- Dataset extract:
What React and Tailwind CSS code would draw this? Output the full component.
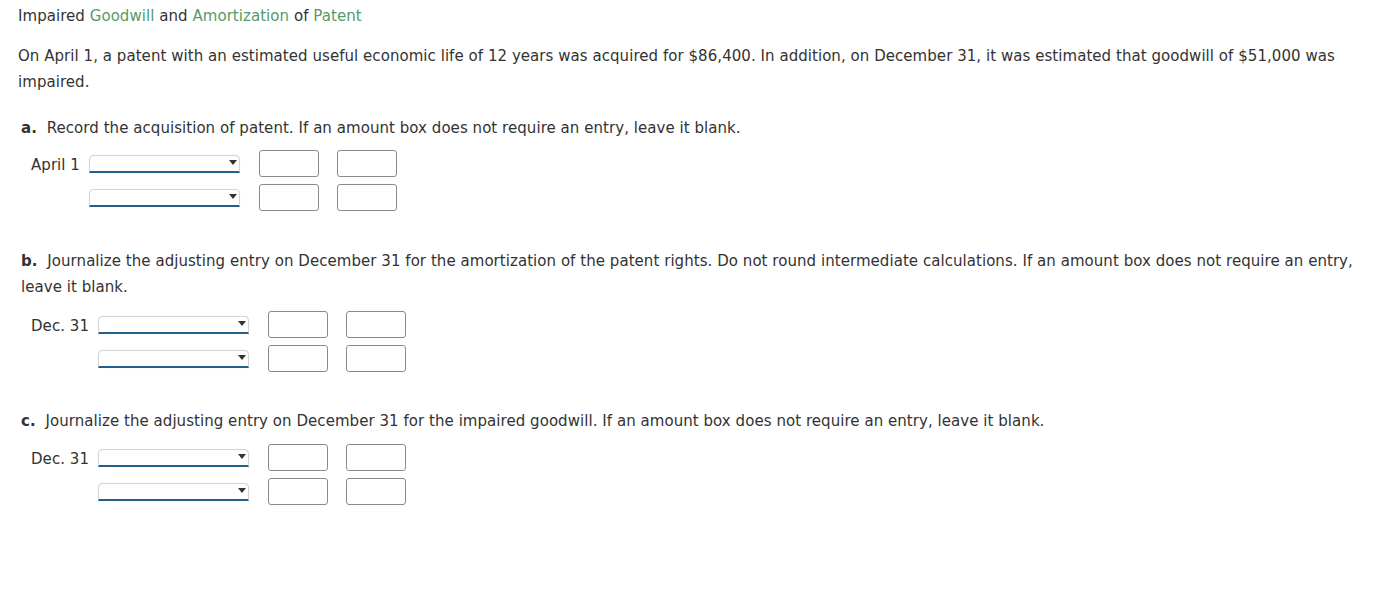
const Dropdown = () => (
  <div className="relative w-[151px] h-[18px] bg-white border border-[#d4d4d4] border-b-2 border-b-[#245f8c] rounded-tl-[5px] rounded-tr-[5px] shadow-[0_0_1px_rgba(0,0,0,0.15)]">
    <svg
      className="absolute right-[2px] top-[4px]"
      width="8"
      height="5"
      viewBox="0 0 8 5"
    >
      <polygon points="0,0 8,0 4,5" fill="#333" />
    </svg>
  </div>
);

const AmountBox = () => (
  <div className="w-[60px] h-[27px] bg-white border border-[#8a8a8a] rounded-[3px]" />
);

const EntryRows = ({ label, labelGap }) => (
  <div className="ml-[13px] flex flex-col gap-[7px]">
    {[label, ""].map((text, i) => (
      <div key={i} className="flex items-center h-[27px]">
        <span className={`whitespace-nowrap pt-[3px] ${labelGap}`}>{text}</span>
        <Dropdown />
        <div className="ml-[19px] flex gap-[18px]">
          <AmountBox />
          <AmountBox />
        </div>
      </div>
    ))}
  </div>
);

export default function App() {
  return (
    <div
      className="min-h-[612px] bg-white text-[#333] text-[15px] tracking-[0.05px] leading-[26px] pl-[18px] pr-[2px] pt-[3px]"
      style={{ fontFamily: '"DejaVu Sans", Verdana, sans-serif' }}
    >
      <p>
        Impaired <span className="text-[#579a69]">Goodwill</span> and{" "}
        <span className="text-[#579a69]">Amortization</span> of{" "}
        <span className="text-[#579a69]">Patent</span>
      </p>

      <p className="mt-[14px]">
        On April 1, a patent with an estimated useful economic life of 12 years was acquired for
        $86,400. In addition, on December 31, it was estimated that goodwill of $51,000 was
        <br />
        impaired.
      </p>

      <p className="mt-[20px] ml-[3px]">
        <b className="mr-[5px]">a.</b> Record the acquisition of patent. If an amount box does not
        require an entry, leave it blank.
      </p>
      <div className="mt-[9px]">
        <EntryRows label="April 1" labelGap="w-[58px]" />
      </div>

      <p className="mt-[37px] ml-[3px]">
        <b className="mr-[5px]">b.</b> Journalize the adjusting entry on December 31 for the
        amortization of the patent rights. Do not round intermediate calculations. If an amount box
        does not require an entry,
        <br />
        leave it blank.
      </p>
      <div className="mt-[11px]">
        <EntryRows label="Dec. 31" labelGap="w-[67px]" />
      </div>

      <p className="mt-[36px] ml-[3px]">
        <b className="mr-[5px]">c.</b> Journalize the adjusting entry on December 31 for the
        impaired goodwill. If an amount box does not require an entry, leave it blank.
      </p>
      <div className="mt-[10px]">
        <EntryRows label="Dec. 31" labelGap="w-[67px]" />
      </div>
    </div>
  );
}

- Task objective:
The data above needs to be retyped exactly, with the images left out.

- Response:
What React and Tailwind CSS code would draw this? Output the full component.
const Dropdown = () => (
  <div className="relative w-[151px] h-[18px] bg-white border border-[#d4d4d4] border-b-2 border-b-[#245f8c] rounded-tl-[5px] rounded-tr-[5px] shadow-[0_0_1px_rgba(0,0,0,0.15)]">
    <svg
      className="absolute right-[2px] top-[4px]"
      width="8"
      height="5"
      viewBox="0 0 8 5"
    >
      <polygon points="0,0 8,0 4,5" fill="#333" />
    </svg>
  </div>
);

const AmountBox = () => (
  <div className="w-[60px] h-[27px] bg-white border border-[#8a8a8a] rounded-[3px]" />
);

const EntryRows = ({ label, labelGap }) => (
  <div className="ml-[13px] flex flex-col gap-[7px]">
    {[label, ""].map((text, i) => (
      <div key={i} className="flex items-center h-[27px]">
        <span className={`whitespace-nowrap pt-[3px] ${labelGap}`}>{text}</span>
        <Dropdown />
        <div className="ml-[19px] flex gap-[18px]">
          <AmountBox />
          <AmountBox />
        </div>
      </div>
    ))}
  </div>
);

export default function App() {
  return (
    <div
      className="min-h-[612px] bg-white text-[#333] text-[15px] tracking-[0.05px] leading-[26px] pl-[18px] pr-[2px] pt-[3px]"
      style={{ fontFamily: '"DejaVu Sans", Verdana, sans-serif' }}
    >
      <p>
        Impaired <span className="text-[#579a69]">Goodwill</span> and{" "}
        <span className="text-[#579a69]">Amortization</span> of{" "}
        <span className="text-[#579a69]">Patent</span>
      </p>

      <p className="mt-[14px]">
        On April 1, a patent with an estimated useful economic life of 12 years was acquired for
        $86,400. In addition, on December 31, it was estimated that goodwill of $51,000 was
        <br />
        impaired.
      </p>

      <p className="mt-[20px] ml-[3px]">
        <b className="mr-[5px]">a.</b> Record the acquisition of patent. If an amount box does not
        require an entry, leave it blank.
      </p>
      <div className="mt-[9px]">
        <EntryRows label="April 1" labelGap="w-[58px]" />
      </div>

      <p className="mt-[37px] ml-[3px]">
        <b className="mr-[5px]">b.</b> Journalize the adjusting entry on December 31 for the
        amortization of the patent rights. Do not round intermediate calculations. If an amount box
        does not require an entry,
        <br />
        leave it blank.
      </p>
      <div className="mt-[11px]">
        <EntryRows label="Dec. 31" labelGap="w-[67px]" />
      </div>

      <p className="mt-[36px] ml-[3px]">
        <b className="mr-[5px]">c.</b> Journalize the adjusting entry on December 31 for the
        impaired goodwill. If an amount box does not require an entry, leave it blank.
      </p>
      <div className="mt-[10px]">
        <EntryRows label="Dec. 31" labelGap="w-[67px]" />
      </div>
    </div>
  );
}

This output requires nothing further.